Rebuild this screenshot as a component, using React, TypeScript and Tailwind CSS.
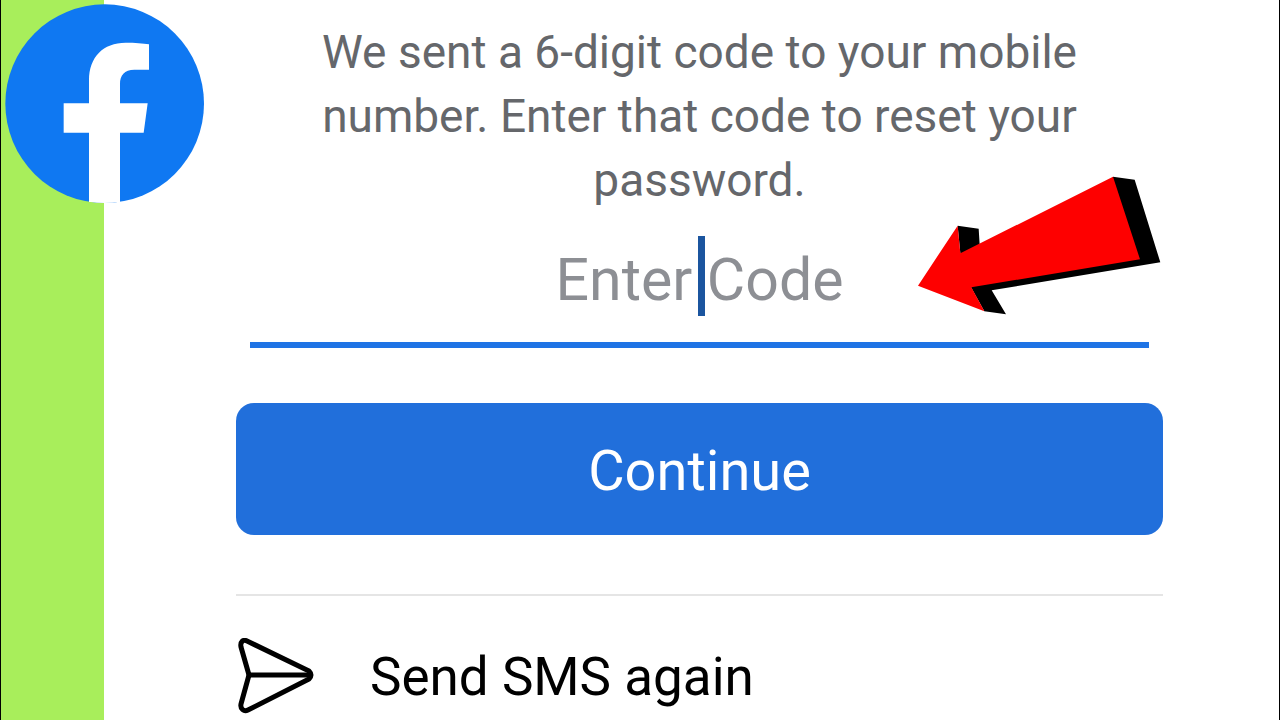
const FacebookLogo = () => (
  <svg viewBox="0 0 600 600" className="w-[200px] h-[200px]" role="img" aria-label="Facebook">
    <circle cx="299" cy="299" r="298" fill="#0f78f2" />
    <path
      d="M252 594V386H176V298H252V228C252 160 294 116 362 116C390 116 414 118 432 121V197H388C358 197 345 214 345 240V298H428L416 386H345V594Z"
      fill="#fff"
    />
    {/* foot of the stem follows the circle */}
    <path d="M252 590H345V593Q322 597 299 597Q275 597 252 593Z" fill="#fff" />
  </svg>
);

const PointerArrow = () => (
  <svg viewBox="0 0 732 420" className="w-[244px] h-[140px]" aria-hidden="true">
    <path
      d="M122 149L185 158L188 206L580 12L588 2L653 11L730 259L224 343L267 415L202 406L160 330L130 232Z"
      fill="#000"
    />
    <path d="M3 329L122 149L130 232L588 2L669 250L163 334L202 406Z" fill="#fe0000" />
  </svg>
);

const SendIcon = () => (
  <svg
    viewBox="0 0 76 76"
    className="w-[76px] h-[76px] shrink-0"
    fill="none"
    stroke="#000"
    strokeWidth="5"
    strokeLinecap="round"
    strokeLinejoin="round"
    aria-hidden="true"
  >
    <path d="M9 3L71 33Q75 37 71 41L10 72C6 74 2 71 3 66L11 37L3 9C2 4 5 1 9 3Z" />
    <path d="M11 37H72" />
  </svg>
);

const App = () => {
  return (
    <div className="relative flex h-screen overflow-hidden border-x border-black bg-white font-['Roboto',sans-serif]">
      {/* Side stripe */}
      <aside className="w-[103px] shrink-0 bg-[#a8ee5b]" />
      <div className="absolute left-1 top-1">
        <FacebookLogo />
      </div>

      <main className="flex-1 pl-[132px] pr-[116px] pt-5">
        <form onSubmit={(e) => e.preventDefault()}>
          <p id="code-help" className="px-16 text-center text-[46px] leading-[64px] text-[#65676b]">
            We sent a 6-digit code to your mobile number. Enter that code to reset your password.
          </p>

          {/* Code field */}
          <div className="relative mx-[14px]">
            <input
              type="text"
              inputMode="numeric"
              aria-label="Enter Code"
              aria-describedby="code-help"
              placeholder="Enter Code"
              className="block h-[136px] w-full border-b-6 border-[#1f74e5] pt-1 text-center text-[59px] text-black outline-none placeholder:text-[#8d8f94]"
            />
            <span className="absolute left-1/2 top-6 h-20 w-[7px] -translate-x-0.5 bg-[#1b559f]" />
            <div className="absolute -right-3 -top-9">
              <PointerArrow />
            </div>
          </div>

          <button
            type="submit"
            className="mt-[55px] block h-[132px] w-full rounded-[18px] bg-[#216fdb] pt-1 text-[56px] text-white"
          >
            Continue
          </button>
        </form>

        <hr className="mt-[59px] border-t-2 border-[#e5e5e5]" />

        <button
          type="button"
          className="mt-[38px] flex w-full items-center gap-14 pl-0.5 text-left text-[53px] text-black"
        >
          <SendIcon />
          <span className="pt-1">Send SMS again</span>
        </button>
      </main>
    </div>
  );
};

export default App;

-=-=-=-=-

• Work to do: Write out the listing word for word, omitting the pictures it holds.

• Task solution:
Rebuild this screenshot as a component, using React, TypeScript and Tailwind CSS.
const FacebookLogo = () => (
  <svg viewBox="0 0 600 600" className="w-[200px] h-[200px]" role="img" aria-label="Facebook">
    <circle cx="299" cy="299" r="298" fill="#0f78f2" />
    <path
      d="M252 594V386H176V298H252V228C252 160 294 116 362 116C390 116 414 118 432 121V197H388C358 197 345 214 345 240V298H428L416 386H345V594Z"
      fill="#fff"
    />
    {/* foot of the stem follows the circle */}
    <path d="M252 590H345V593Q322 597 299 597Q275 597 252 593Z" fill="#fff" />
  </svg>
);

const PointerArrow = () => (
  <svg viewBox="0 0 732 420" className="w-[244px] h-[140px]" aria-hidden="true">
    <path
      d="M122 149L185 158L188 206L580 12L588 2L653 11L730 259L224 343L267 415L202 406L160 330L130 232Z"
      fill="#000"
    />
    <path d="M3 329L122 149L130 232L588 2L669 250L163 334L202 406Z" fill="#fe0000" />
  </svg>
);

const SendIcon = () => (
  <svg
    viewBox="0 0 76 76"
    className="w-[76px] h-[76px] shrink-0"
    fill="none"
    stroke="#000"
    strokeWidth="5"
    strokeLinecap="round"
    strokeLinejoin="round"
    aria-hidden="true"
  >
    <path d="M9 3L71 33Q75 37 71 41L10 72C6 74 2 71 3 66L11 37L3 9C2 4 5 1 9 3Z" />
    <path d="M11 37H72" />
  </svg>
);

const App = () => {
  return (
    <div className="relative flex h-screen overflow-hidden border-x border-black bg-white font-['Roboto',sans-serif]">
      {/* Side stripe */}
      <aside className="w-[103px] shrink-0 bg-[#a8ee5b]" />
      <div className="absolute left-1 top-1">
        <FacebookLogo />
      </div>

      <main className="flex-1 pl-[132px] pr-[116px] pt-5">
        <form onSubmit={(e) => e.preventDefault()}>
          <p id="code-help" className="px-16 text-center text-[46px] leading-[64px] text-[#65676b]">
            We sent a 6-digit code to your mobile number. Enter that code to reset your password.
          </p>

          {/* Code field */}
          <div className="relative mx-[14px]">
            <input
              type="text"
              inputMode="numeric"
              aria-label="Enter Code"
              aria-describedby="code-help"
              placeholder="Enter Code"
              className="block h-[136px] w-full border-b-6 border-[#1f74e5] pt-1 text-center text-[59px] text-black outline-none placeholder:text-[#8d8f94]"
            />
            <span className="absolute left-1/2 top-6 h-20 w-[7px] -translate-x-0.5 bg-[#1b559f]" />
            <div className="absolute -right-3 -top-9">
              <PointerArrow />
            </div>
          </div>

          <button
            type="submit"
            className="mt-[55px] block h-[132px] w-full rounded-[18px] bg-[#216fdb] pt-1 text-[56px] text-white"
          >
            Continue
          </button>
        </form>

        <hr className="mt-[59px] border-t-2 border-[#e5e5e5]" />

        <button
          type="button"
          className="mt-[38px] flex w-full items-center gap-14 pl-0.5 text-left text-[53px] text-black"
        >
          <SendIcon />
          <span className="pt-1">Send SMS again</span>
        </button>
      </main>
    </div>
  );
};

export default App;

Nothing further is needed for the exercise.